White knew his villains, and he set about them with determination. The bootlegger Kelsie Morrison. The rodeo star and bank robber Henry Grammer. The Shoun brothers, ghastly doctors to the Osage, always ready with a needle, aficionados of the lingering death. And, worst of all, the devious and amoral cattleman William K Hale, self-styled friend of the Osage and king of the Osage Hills.

The press were enthralled by the Osage, their cars and houses, their girls dressed in "sumptuous French clothing, as if une très jolie demoiselle of the Paris boulevards had inadvertently strayed" into the little prairie towns. You feel that Hoover might have wanted some of that attention. And part of you wonders if Hoover craved the darkness that had descended on the prairie, the ravening beast that had strayed into Gray Horse, Pawhuska and Fairfax, part of him appreciating the calculation involved in the murders. How the dead were shepherded in their dying, directed towards the opportunity of maximum profit. The legal requirements about who must die first, who must die at the same time. The Osage caught in their insistence that the crucial headrights, the share that each would get from the mineral rights, could be passed only by inheritance.
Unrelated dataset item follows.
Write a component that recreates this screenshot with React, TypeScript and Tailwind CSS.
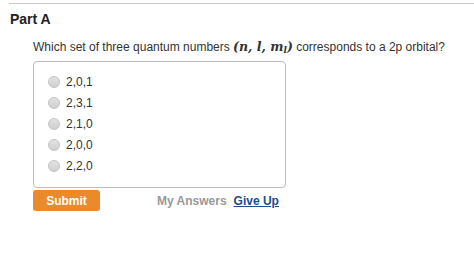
export default function App() {
  const options = ['2,0,1', '2,3,1', '2,1,0', '2,0,0', '2,2,0'];

  return (
    <div className="h-[270px] w-[474px] bg-white pt-[3px] font-['Liberation_Sans',Arial,sans-serif] text-[#333]">
      <div className="ml-[9px] border-t border-[#c8c8c8]" />
      <div className="pl-[10px] pt-[7px]">
        <h2 className="text-[14px] font-bold leading-[16px] text-[#222]">Part A</h2>
        <div className="pl-[23px]">
          <p className="mt-[12px] text-[12px] leading-[16px]">
            Which set of three quantum numbers{' '}
            <span className="font-['DejaVu_Serif',serif] text-[12.5px] font-bold italic">
              (n, l, m<sub className="text-[9px]">l</sub>)
            </span>{' '}
            corresponds to a 2p orbital?
          </p>
          <div className="mt-[6px] flex h-[127px] w-[253px] flex-col gap-[8px] rounded-[4px] border border-[#bdbdbd] pl-[14px] pt-[13px]">
            {options.map((o) => (
              <label key={o} className="flex h-[13px] items-center gap-[6px] text-[12px]">
                <span className="h-[12px] w-[12px] rounded-full border border-[#c4c4c4] bg-gradient-to-b from-[#e2e2e2] to-[#cfcfcf]" />
                <span>{o}</span>
              </label>
            ))}
          </div>
          <div className="mt-[2px] flex items-center">
            <button className="h-[21px] w-[67px] rounded-[3px] bg-[#ea8a2c] text-[12px] font-bold text-white">
              Submit
            </button>
            <span className="ml-[57px] text-[12px] font-bold text-[#999]">My Answers</span>
            <a className="ml-[7px] text-[12px] font-bold text-[#1b4e8e] underline">Give Up</a>
          </div>
        </div>
      </div>
    </div>
  );
}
And you’d have to suspect that once Hoover got what he wanted from it he had little interest in the deeper implications of events, or the lost worlds of first Americans.

Grann writes well, his material well organised, the weight of research borne lightly. But there are undercurrents. His approach is empirical, European. Facts established, events exhaustively researched. There are 30 dense pages of archive, notes and sources at the end of the book. But this is a story of new America. The Osage are bystanders, and that is troubling. Empirical thinking redefined and confiscated their world. In photographs reproduced in the book they face the camera with a sombre, violated gaze.

The title of the book derives from an Osage reference to the May moon that coincides with the withering of early prairie flowers. Osage culture refers to spiritual leaders in times of trouble as Travellers in the Mist. There’s a linguistic grace when it is rendered into English, but condescension is worked into it as well. Their language means what we think it to mean. We assume poetry where there may be only utility.

The victims remain peripheral to the relating of their downfall. Grann meets contemporary members of the tribe who are able to supply information. They are mournful, dignified, aware of how human agency works, how hard it is to get it back when it is gone. They come across as helpful but guarded, aware, you would think, of the small but acute pain of a 21st-century newspaperman putting words to a hurt that they knew only too well. They don’t need to be told what was done to them.

Grann constructs the book well but takes the shaping too far. Withholding revelation is hardly a new technique – it is part of a popular writer’s arsenal – but the work mustn’t seem bent out of shape. Grann does uncover new evidence, a widening of the killing circle. Many more deaths went unreported. But the technique is superficial beside the real meaning of his final discovery: how it demonstrates the rendering of entire peoples as subhuman the better to erase them from the earth.